Requirements
With the images removed, repeat the data below exactly.

-- Start --

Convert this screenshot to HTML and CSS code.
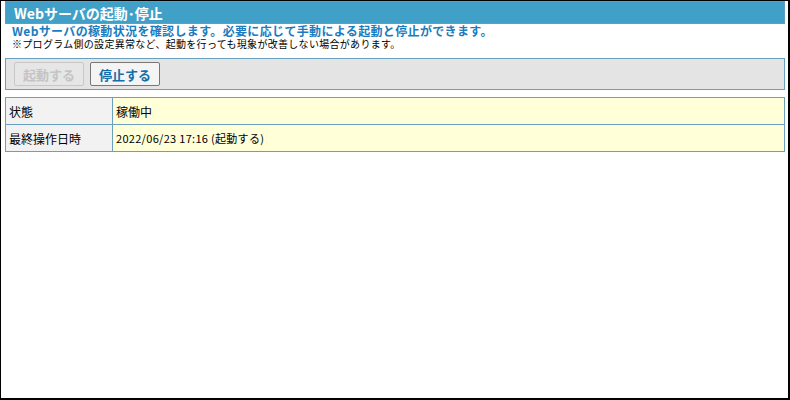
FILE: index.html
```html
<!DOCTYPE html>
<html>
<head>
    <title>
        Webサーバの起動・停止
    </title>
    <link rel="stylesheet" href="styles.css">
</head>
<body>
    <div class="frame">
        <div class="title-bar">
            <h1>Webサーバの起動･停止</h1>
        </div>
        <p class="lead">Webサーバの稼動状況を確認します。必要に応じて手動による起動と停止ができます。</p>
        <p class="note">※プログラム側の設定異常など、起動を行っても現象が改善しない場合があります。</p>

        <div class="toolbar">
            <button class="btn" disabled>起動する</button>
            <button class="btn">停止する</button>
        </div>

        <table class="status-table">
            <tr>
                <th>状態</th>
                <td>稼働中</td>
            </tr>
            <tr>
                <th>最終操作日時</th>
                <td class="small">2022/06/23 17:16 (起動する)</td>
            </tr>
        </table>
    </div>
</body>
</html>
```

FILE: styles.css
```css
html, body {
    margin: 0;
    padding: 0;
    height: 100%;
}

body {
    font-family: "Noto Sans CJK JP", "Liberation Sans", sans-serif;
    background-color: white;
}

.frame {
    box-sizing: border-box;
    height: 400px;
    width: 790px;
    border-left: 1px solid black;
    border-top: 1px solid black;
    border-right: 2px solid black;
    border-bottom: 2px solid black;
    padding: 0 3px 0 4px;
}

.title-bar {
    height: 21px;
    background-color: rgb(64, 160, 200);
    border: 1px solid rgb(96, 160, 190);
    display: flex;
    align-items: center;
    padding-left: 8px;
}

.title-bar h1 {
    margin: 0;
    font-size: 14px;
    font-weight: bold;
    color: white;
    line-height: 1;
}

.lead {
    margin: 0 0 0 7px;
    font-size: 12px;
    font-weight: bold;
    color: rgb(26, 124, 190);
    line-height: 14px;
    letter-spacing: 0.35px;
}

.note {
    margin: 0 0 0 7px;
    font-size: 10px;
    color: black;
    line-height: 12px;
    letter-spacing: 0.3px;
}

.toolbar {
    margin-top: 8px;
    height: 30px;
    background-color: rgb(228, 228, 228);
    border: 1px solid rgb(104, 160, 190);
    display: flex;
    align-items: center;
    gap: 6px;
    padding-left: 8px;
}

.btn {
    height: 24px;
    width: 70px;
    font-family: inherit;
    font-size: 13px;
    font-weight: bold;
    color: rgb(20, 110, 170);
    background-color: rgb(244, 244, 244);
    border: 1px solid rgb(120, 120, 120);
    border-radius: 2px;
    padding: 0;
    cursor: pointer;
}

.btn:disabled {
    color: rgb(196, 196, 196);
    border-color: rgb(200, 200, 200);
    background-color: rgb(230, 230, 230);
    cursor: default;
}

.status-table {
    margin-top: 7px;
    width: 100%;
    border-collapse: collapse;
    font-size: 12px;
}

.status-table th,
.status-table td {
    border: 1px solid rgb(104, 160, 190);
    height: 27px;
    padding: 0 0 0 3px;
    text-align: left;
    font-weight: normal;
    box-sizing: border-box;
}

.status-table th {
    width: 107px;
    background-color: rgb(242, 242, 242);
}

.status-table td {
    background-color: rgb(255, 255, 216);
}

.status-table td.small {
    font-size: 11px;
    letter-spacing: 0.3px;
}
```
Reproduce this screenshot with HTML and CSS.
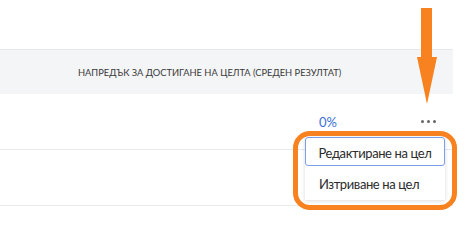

-- End --

Answer to this exercise
Convert this screenshot to HTML and CSS code.
FILE: index.html
```html
<!DOCTYPE html>
<html>
<head>
    <title>
        Webサーバの起動・停止
    </title>
    <link rel="stylesheet" href="styles.css">
</head>
<body>
    <div class="frame">
        <div class="title-bar">
            <h1>Webサーバの起動･停止</h1>
        </div>
        <p class="lead">Webサーバの稼動状況を確認します。必要に応じて手動による起動と停止ができます。</p>
        <p class="note">※プログラム側の設定異常など、起動を行っても現象が改善しない場合があります。</p>

        <div class="toolbar">
            <button class="btn" disabled>起動する</button>
            <button class="btn">停止する</button>
        </div>

        <table class="status-table">
            <tr>
                <th>状態</th>
                <td>稼働中</td>
            </tr>
            <tr>
                <th>最終操作日時</th>
                <td class="small">2022/06/23 17:16 (起動する)</td>
            </tr>
        </table>
    </div>
</body>
</html>
```

FILE: styles.css
```css
html, body {
    margin: 0;
    padding: 0;
    height: 100%;
}

body {
    font-family: "Noto Sans CJK JP", "Liberation Sans", sans-serif;
    background-color: white;
}

.frame {
    box-sizing: border-box;
    height: 400px;
    width: 790px;
    border-left: 1px solid black;
    border-top: 1px solid black;
    border-right: 2px solid black;
    border-bottom: 2px solid black;
    padding: 0 3px 0 4px;
}

.title-bar {
    height: 21px;
    background-color: rgb(64, 160, 200);
    border: 1px solid rgb(96, 160, 190);
    display: flex;
    align-items: center;
    padding-left: 8px;
}

.title-bar h1 {
    margin: 0;
    font-size: 14px;
    font-weight: bold;
    color: white;
    line-height: 1;
}

.lead {
    margin: 0 0 0 7px;
    font-size: 12px;
    font-weight: bold;
    color: rgb(26, 124, 190);
    line-height: 14px;
    letter-spacing: 0.35px;
}

.note {
    margin: 0 0 0 7px;
    font-size: 10px;
    color: black;
    line-height: 12px;
    letter-spacing: 0.3px;
}

.toolbar {
    margin-top: 8px;
    height: 30px;
    background-color: rgb(228, 228, 228);
    border: 1px solid rgb(104, 160, 190);
    display: flex;
    align-items: center;
    gap: 6px;
    padding-left: 8px;
}

.btn {
    height: 24px;
    width: 70px;
    font-family: inherit;
    font-size: 13px;
    font-weight: bold;
    color: rgb(20, 110, 170);
    background-color: rgb(244, 244, 244);
    border: 1px solid rgb(120, 120, 120);
    border-radius: 2px;
    padding: 0;
    cursor: pointer;
}

.btn:disabled {
    color: rgb(196, 196, 196);
    border-color: rgb(200, 200, 200);
    background-color: rgb(230, 230, 230);
    cursor: default;
}

.status-table {
    margin-top: 7px;
    width: 100%;
    border-collapse: collapse;
    font-size: 12px;
}

.status-table th,
.status-table td {
    border: 1px solid rgb(104, 160, 190);
    height: 27px;
    padding: 0 0 0 3px;
    text-align: left;
    font-weight: normal;
    box-sizing: border-box;
}

.status-table th {
    width: 107px;
    background-color: rgb(242, 242, 242);
}

.status-table td {
    background-color: rgb(255, 255, 216);
}

.status-table td.small {
    font-size: 11px;
    letter-spacing: 0.3px;
}
```
Reproduce this screenshot with HTML and CSS.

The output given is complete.